STORED RECORDS.
►

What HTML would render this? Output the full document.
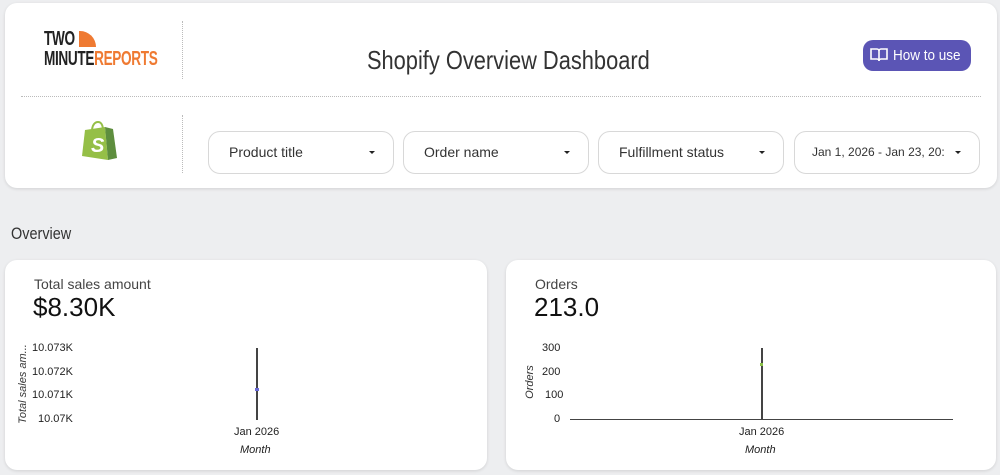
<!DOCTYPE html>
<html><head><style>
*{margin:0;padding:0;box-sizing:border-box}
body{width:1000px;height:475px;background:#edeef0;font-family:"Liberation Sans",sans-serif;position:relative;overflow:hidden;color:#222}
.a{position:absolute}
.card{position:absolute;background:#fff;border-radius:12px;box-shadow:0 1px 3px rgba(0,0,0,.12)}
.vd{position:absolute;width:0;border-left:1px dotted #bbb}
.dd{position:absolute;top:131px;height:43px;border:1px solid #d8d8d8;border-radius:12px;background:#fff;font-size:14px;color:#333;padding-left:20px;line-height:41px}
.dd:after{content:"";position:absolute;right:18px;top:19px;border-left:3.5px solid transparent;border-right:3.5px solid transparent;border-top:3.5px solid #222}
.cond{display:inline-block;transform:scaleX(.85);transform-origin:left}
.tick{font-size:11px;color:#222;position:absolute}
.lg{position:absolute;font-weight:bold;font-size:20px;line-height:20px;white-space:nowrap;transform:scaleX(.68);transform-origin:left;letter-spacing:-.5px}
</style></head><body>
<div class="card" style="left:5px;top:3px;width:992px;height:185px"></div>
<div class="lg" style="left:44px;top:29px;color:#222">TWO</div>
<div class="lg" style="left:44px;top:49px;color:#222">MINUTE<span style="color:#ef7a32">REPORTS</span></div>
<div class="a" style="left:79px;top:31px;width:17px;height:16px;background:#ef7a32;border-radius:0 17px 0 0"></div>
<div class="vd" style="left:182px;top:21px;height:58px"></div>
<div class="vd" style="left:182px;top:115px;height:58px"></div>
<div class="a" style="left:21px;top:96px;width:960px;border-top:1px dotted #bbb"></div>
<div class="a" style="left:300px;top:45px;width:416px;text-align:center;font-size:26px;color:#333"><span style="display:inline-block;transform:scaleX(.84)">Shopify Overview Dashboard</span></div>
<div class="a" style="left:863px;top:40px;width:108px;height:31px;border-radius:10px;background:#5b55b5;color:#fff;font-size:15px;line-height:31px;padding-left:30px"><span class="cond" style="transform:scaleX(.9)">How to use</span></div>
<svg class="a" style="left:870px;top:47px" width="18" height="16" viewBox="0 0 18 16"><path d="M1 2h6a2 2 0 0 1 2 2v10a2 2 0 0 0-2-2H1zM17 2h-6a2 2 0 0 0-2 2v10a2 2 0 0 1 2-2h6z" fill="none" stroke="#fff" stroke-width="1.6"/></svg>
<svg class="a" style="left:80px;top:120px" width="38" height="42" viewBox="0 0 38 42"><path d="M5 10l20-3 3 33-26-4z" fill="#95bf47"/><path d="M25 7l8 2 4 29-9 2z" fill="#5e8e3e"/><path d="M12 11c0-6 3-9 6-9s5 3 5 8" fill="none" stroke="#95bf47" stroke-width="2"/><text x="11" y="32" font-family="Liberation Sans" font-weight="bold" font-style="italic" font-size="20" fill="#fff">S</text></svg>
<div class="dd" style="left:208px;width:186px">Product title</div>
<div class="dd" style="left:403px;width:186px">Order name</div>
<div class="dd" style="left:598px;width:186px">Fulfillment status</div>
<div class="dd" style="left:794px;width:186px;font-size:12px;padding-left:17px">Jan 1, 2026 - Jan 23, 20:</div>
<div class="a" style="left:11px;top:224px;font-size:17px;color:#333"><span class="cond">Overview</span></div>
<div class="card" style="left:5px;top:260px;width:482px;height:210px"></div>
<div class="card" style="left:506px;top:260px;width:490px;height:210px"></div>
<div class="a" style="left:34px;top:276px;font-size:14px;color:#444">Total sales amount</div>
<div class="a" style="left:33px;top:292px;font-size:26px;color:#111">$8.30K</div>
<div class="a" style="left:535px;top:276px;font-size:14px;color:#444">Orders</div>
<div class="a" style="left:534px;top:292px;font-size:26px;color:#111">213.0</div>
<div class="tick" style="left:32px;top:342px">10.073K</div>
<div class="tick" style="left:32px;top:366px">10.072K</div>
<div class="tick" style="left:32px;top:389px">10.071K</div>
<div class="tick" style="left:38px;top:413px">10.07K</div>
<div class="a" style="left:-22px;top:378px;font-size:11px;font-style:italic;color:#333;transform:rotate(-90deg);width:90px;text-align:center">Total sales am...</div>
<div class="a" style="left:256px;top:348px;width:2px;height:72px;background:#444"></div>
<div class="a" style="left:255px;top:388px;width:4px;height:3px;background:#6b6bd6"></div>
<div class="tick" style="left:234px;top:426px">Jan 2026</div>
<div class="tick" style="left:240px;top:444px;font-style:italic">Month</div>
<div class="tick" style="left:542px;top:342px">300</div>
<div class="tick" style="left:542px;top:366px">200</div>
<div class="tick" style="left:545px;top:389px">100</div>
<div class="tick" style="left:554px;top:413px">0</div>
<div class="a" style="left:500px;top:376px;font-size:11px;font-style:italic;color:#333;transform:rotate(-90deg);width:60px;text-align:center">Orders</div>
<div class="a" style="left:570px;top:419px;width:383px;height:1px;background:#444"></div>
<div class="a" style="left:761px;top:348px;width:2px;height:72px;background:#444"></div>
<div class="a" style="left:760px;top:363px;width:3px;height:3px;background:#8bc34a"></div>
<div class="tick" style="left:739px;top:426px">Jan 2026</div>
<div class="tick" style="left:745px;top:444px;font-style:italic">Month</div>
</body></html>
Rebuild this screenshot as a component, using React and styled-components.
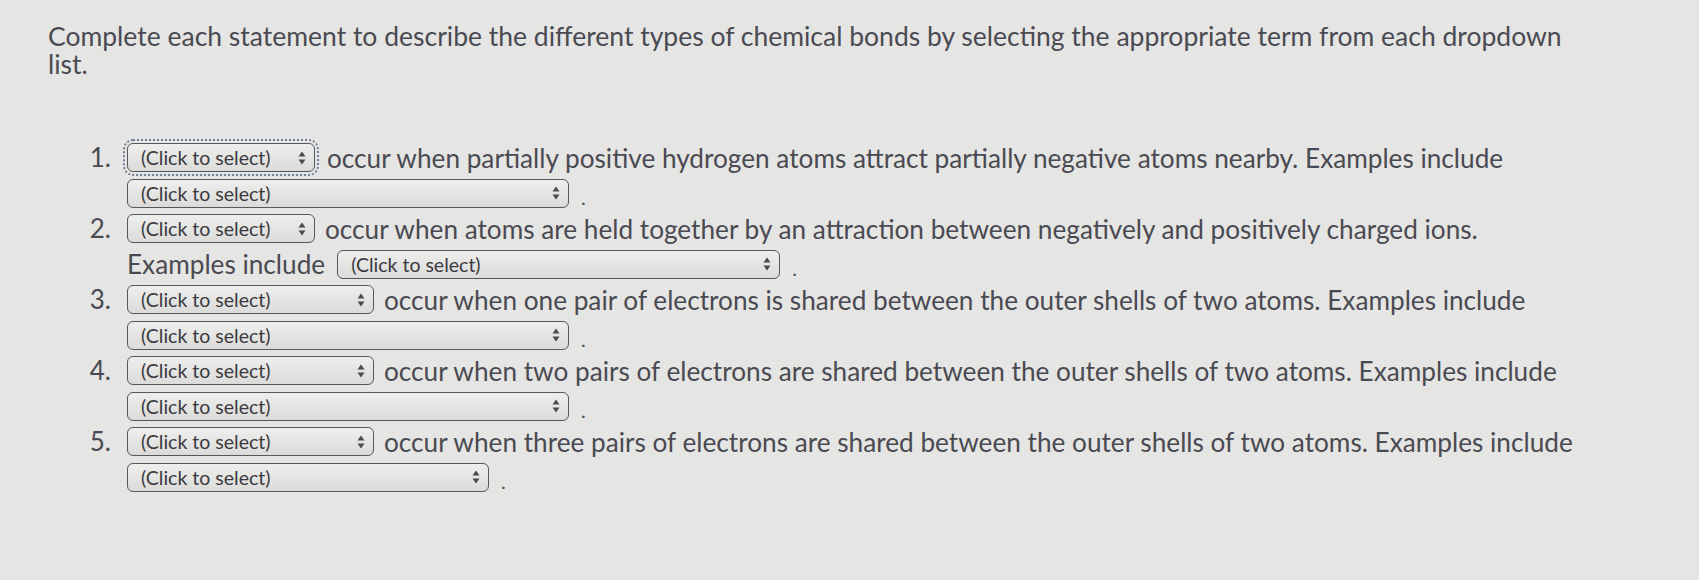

◄

WORK TO DO. Drop the images and quote the entries word for word.

RESULT OF THE EXERCISE.
What HTML would render this? Output the full document.
<!DOCTYPE html>
<html><head><style>
*{margin:0;padding:0;box-sizing:border-box}
body{width:1000px;height:475px;background:#edeef0;font-family:"Liberation Sans",sans-serif;position:relative;overflow:hidden;color:#222}
.a{position:absolute}
.card{position:absolute;background:#fff;border-radius:12px;box-shadow:0 1px 3px rgba(0,0,0,.12)}
.vd{position:absolute;width:0;border-left:1px dotted #bbb}
.dd{position:absolute;top:131px;height:43px;border:1px solid #d8d8d8;border-radius:12px;background:#fff;font-size:14px;color:#333;padding-left:20px;line-height:41px}
.dd:after{content:"";position:absolute;right:18px;top:19px;border-left:3.5px solid transparent;border-right:3.5px solid transparent;border-top:3.5px solid #222}
.cond{display:inline-block;transform:scaleX(.85);transform-origin:left}
.tick{font-size:11px;color:#222;position:absolute}
.lg{position:absolute;font-weight:bold;font-size:20px;line-height:20px;white-space:nowrap;transform:scaleX(.68);transform-origin:left;letter-spacing:-.5px}
</style></head><body>
<div class="card" style="left:5px;top:3px;width:992px;height:185px"></div>
<div class="lg" style="left:44px;top:29px;color:#222">TWO</div>
<div class="lg" style="left:44px;top:49px;color:#222">MINUTE<span style="color:#ef7a32">REPORTS</span></div>
<div class="a" style="left:79px;top:31px;width:17px;height:16px;background:#ef7a32;border-radius:0 17px 0 0"></div>
<div class="vd" style="left:182px;top:21px;height:58px"></div>
<div class="vd" style="left:182px;top:115px;height:58px"></div>
<div class="a" style="left:21px;top:96px;width:960px;border-top:1px dotted #bbb"></div>
<div class="a" style="left:300px;top:45px;width:416px;text-align:center;font-size:26px;color:#333"><span style="display:inline-block;transform:scaleX(.84)">Shopify Overview Dashboard</span></div>
<div class="a" style="left:863px;top:40px;width:108px;height:31px;border-radius:10px;background:#5b55b5;color:#fff;font-size:15px;line-height:31px;padding-left:30px"><span class="cond" style="transform:scaleX(.9)">How to use</span></div>
<svg class="a" style="left:870px;top:47px" width="18" height="16" viewBox="0 0 18 16"><path d="M1 2h6a2 2 0 0 1 2 2v10a2 2 0 0 0-2-2H1zM17 2h-6a2 2 0 0 0-2 2v10a2 2 0 0 1 2-2h6z" fill="none" stroke="#fff" stroke-width="1.6"/></svg>
<svg class="a" style="left:80px;top:120px" width="38" height="42" viewBox="0 0 38 42"><path d="M5 10l20-3 3 33-26-4z" fill="#95bf47"/><path d="M25 7l8 2 4 29-9 2z" fill="#5e8e3e"/><path d="M12 11c0-6 3-9 6-9s5 3 5 8" fill="none" stroke="#95bf47" stroke-width="2"/><text x="11" y="32" font-family="Liberation Sans" font-weight="bold" font-style="italic" font-size="20" fill="#fff">S</text></svg>
<div class="dd" style="left:208px;width:186px">Product title</div>
<div class="dd" style="left:403px;width:186px">Order name</div>
<div class="dd" style="left:598px;width:186px">Fulfillment status</div>
<div class="dd" style="left:794px;width:186px;font-size:12px;padding-left:17px">Jan 1, 2026 - Jan 23, 20:</div>
<div class="a" style="left:11px;top:224px;font-size:17px;color:#333"><span class="cond">Overview</span></div>
<div class="card" style="left:5px;top:260px;width:482px;height:210px"></div>
<div class="card" style="left:506px;top:260px;width:490px;height:210px"></div>
<div class="a" style="left:34px;top:276px;font-size:14px;color:#444">Total sales amount</div>
<div class="a" style="left:33px;top:292px;font-size:26px;color:#111">$8.30K</div>
<div class="a" style="left:535px;top:276px;font-size:14px;color:#444">Orders</div>
<div class="a" style="left:534px;top:292px;font-size:26px;color:#111">213.0</div>
<div class="tick" style="left:32px;top:342px">10.073K</div>
<div class="tick" style="left:32px;top:366px">10.072K</div>
<div class="tick" style="left:32px;top:389px">10.071K</div>
<div class="tick" style="left:38px;top:413px">10.07K</div>
<div class="a" style="left:-22px;top:378px;font-size:11px;font-style:italic;color:#333;transform:rotate(-90deg);width:90px;text-align:center">Total sales am...</div>
<div class="a" style="left:256px;top:348px;width:2px;height:72px;background:#444"></div>
<div class="a" style="left:255px;top:388px;width:4px;height:3px;background:#6b6bd6"></div>
<div class="tick" style="left:234px;top:426px">Jan 2026</div>
<div class="tick" style="left:240px;top:444px;font-style:italic">Month</div>
<div class="tick" style="left:542px;top:342px">300</div>
<div class="tick" style="left:542px;top:366px">200</div>
<div class="tick" style="left:545px;top:389px">100</div>
<div class="tick" style="left:554px;top:413px">0</div>
<div class="a" style="left:500px;top:376px;font-size:11px;font-style:italic;color:#333;transform:rotate(-90deg);width:60px;text-align:center">Orders</div>
<div class="a" style="left:570px;top:419px;width:383px;height:1px;background:#444"></div>
<div class="a" style="left:761px;top:348px;width:2px;height:72px;background:#444"></div>
<div class="a" style="left:760px;top:363px;width:3px;height:3px;background:#8bc34a"></div>
<div class="tick" style="left:739px;top:426px">Jan 2026</div>
<div class="tick" style="left:745px;top:444px;font-style:italic">Month</div>
</body></html>
Rebuild this screenshot as a component, using React and styled-components.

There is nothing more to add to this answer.